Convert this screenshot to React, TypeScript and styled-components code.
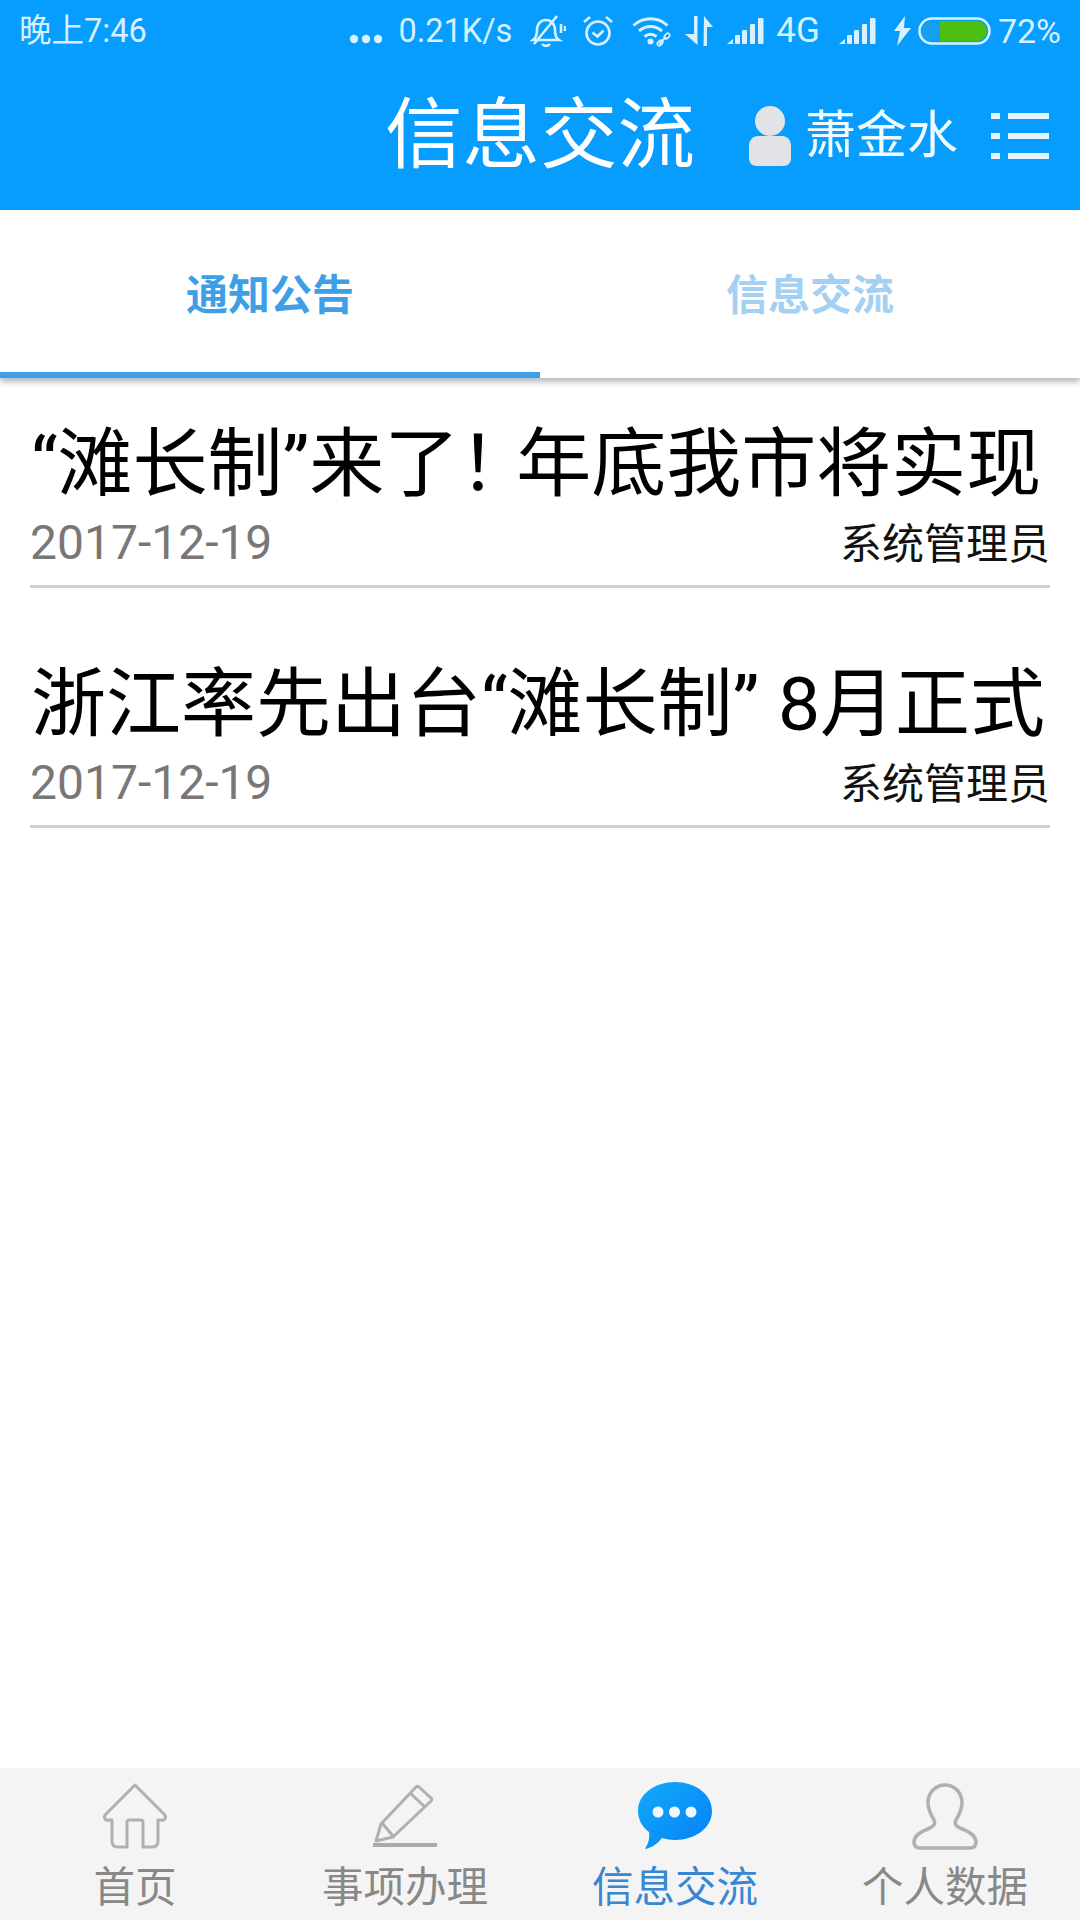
---
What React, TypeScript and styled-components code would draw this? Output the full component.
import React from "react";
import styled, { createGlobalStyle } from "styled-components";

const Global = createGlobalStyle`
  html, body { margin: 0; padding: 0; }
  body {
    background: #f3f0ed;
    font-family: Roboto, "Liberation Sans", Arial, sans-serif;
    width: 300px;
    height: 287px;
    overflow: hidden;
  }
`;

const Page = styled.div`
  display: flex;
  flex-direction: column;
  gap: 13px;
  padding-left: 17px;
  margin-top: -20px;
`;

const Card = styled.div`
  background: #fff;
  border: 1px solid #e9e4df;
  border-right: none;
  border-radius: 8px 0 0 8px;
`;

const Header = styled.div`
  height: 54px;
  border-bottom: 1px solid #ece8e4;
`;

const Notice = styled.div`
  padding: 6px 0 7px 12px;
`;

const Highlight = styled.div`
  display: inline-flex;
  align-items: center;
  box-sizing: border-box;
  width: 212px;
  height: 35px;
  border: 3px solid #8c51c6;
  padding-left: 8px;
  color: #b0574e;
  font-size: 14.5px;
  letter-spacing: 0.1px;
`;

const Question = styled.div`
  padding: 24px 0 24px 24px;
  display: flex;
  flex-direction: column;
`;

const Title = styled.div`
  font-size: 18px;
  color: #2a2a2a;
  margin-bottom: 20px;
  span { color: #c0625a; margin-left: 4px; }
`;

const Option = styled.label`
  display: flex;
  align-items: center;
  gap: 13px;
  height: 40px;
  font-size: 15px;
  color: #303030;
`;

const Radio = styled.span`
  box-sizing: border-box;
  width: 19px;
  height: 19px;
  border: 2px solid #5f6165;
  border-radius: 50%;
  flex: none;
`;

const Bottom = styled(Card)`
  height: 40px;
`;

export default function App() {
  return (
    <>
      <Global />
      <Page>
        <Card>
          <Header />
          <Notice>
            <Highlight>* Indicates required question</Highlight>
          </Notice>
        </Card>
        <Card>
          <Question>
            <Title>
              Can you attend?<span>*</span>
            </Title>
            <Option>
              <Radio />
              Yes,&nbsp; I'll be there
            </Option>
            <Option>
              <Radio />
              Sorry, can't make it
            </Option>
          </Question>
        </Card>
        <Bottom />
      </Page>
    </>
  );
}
--
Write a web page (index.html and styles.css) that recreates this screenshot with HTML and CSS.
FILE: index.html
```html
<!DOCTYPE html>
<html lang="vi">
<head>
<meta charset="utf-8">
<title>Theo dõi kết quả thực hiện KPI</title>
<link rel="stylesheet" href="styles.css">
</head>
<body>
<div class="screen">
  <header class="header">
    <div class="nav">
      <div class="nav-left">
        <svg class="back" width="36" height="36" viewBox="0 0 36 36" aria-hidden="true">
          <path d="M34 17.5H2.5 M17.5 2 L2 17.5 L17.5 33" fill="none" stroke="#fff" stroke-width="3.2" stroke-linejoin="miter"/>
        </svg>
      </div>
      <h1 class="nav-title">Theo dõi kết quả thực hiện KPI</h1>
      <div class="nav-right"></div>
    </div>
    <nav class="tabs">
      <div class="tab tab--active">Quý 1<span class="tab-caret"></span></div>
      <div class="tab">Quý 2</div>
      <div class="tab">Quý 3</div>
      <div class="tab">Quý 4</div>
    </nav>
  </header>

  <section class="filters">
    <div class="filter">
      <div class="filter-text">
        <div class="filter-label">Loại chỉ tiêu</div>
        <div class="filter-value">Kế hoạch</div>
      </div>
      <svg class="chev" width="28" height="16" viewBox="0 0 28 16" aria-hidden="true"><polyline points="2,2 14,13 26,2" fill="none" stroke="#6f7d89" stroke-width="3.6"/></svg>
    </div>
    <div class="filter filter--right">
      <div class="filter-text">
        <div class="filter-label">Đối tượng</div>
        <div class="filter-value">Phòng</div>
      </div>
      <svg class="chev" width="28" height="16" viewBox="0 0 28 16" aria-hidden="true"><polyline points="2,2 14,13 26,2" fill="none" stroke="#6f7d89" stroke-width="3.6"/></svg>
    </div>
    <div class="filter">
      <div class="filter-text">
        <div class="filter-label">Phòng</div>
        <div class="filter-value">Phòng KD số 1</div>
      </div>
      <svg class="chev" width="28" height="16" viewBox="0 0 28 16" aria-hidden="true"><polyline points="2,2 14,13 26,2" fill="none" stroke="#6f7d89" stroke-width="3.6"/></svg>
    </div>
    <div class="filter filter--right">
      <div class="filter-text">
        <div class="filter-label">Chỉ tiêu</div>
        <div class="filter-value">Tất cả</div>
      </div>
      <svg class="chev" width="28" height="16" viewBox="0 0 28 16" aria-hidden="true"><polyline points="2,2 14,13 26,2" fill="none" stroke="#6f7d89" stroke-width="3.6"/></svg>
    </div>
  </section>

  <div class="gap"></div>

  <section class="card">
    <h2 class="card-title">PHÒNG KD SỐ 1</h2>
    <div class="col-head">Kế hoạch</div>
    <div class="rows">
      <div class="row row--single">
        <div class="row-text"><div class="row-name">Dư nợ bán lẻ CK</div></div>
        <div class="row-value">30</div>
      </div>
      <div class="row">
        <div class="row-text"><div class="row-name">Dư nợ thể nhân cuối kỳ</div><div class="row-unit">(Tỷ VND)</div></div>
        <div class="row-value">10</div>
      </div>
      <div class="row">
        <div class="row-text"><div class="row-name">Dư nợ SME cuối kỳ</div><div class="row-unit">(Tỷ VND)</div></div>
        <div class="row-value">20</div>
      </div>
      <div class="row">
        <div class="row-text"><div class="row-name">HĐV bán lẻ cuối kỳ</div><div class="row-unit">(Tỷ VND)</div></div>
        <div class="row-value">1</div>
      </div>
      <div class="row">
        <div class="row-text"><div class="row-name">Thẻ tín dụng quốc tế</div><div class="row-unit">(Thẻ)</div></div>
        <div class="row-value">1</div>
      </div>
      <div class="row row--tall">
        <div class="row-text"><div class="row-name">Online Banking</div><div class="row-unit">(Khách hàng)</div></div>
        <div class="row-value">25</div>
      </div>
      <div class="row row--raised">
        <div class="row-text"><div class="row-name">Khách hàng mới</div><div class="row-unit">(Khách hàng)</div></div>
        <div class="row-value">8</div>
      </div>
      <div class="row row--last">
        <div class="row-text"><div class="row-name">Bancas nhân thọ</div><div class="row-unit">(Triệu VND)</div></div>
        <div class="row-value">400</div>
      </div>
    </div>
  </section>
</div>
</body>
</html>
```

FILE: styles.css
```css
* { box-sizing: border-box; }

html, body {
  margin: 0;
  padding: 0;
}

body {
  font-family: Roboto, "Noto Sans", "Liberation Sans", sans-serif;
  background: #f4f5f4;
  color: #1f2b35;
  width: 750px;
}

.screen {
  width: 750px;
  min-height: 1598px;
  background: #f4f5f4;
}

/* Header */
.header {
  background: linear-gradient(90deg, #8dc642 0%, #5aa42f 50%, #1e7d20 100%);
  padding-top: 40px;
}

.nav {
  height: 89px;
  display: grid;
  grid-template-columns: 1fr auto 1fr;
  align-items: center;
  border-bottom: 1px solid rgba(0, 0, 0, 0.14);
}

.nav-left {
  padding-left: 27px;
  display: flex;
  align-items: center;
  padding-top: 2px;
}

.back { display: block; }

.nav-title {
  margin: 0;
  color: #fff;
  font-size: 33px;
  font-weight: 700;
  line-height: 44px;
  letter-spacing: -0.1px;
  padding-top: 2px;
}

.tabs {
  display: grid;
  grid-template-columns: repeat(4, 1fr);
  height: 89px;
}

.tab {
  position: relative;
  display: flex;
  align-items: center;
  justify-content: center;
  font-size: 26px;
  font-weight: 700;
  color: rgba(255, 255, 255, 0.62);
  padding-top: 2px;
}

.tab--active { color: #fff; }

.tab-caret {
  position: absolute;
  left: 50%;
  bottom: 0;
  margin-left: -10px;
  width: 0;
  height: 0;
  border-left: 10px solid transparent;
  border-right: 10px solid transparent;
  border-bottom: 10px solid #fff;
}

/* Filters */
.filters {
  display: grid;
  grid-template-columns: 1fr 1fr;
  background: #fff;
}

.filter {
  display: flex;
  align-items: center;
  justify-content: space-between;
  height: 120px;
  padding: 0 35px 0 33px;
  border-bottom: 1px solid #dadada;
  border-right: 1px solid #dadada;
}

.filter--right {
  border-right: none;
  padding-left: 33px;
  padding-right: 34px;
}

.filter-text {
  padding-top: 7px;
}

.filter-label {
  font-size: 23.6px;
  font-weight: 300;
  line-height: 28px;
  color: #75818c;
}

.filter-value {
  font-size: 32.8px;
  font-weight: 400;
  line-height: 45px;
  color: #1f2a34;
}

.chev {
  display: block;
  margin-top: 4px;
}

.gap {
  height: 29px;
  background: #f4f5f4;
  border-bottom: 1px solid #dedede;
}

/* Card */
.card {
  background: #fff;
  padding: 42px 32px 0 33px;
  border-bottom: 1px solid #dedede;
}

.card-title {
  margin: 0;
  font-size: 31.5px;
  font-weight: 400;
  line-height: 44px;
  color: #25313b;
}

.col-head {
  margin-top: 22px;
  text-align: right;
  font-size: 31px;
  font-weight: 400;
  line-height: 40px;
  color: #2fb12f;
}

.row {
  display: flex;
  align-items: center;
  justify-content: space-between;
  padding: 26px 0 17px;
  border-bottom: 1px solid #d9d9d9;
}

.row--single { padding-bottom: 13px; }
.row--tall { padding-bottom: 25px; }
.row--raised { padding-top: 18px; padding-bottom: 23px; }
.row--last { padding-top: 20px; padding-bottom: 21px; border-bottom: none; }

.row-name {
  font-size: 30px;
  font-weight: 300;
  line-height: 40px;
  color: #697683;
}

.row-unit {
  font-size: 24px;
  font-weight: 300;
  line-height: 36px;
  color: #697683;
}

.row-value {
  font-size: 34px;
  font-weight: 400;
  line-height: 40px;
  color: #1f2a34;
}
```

**Task**
Gather up every line in the data above that contains the word "TypeScript", copying each one.

**Written answer**
Convert this screenshot to React, TypeScript and styled-components code.
What React, TypeScript and styled-components code would draw this? Output the full component.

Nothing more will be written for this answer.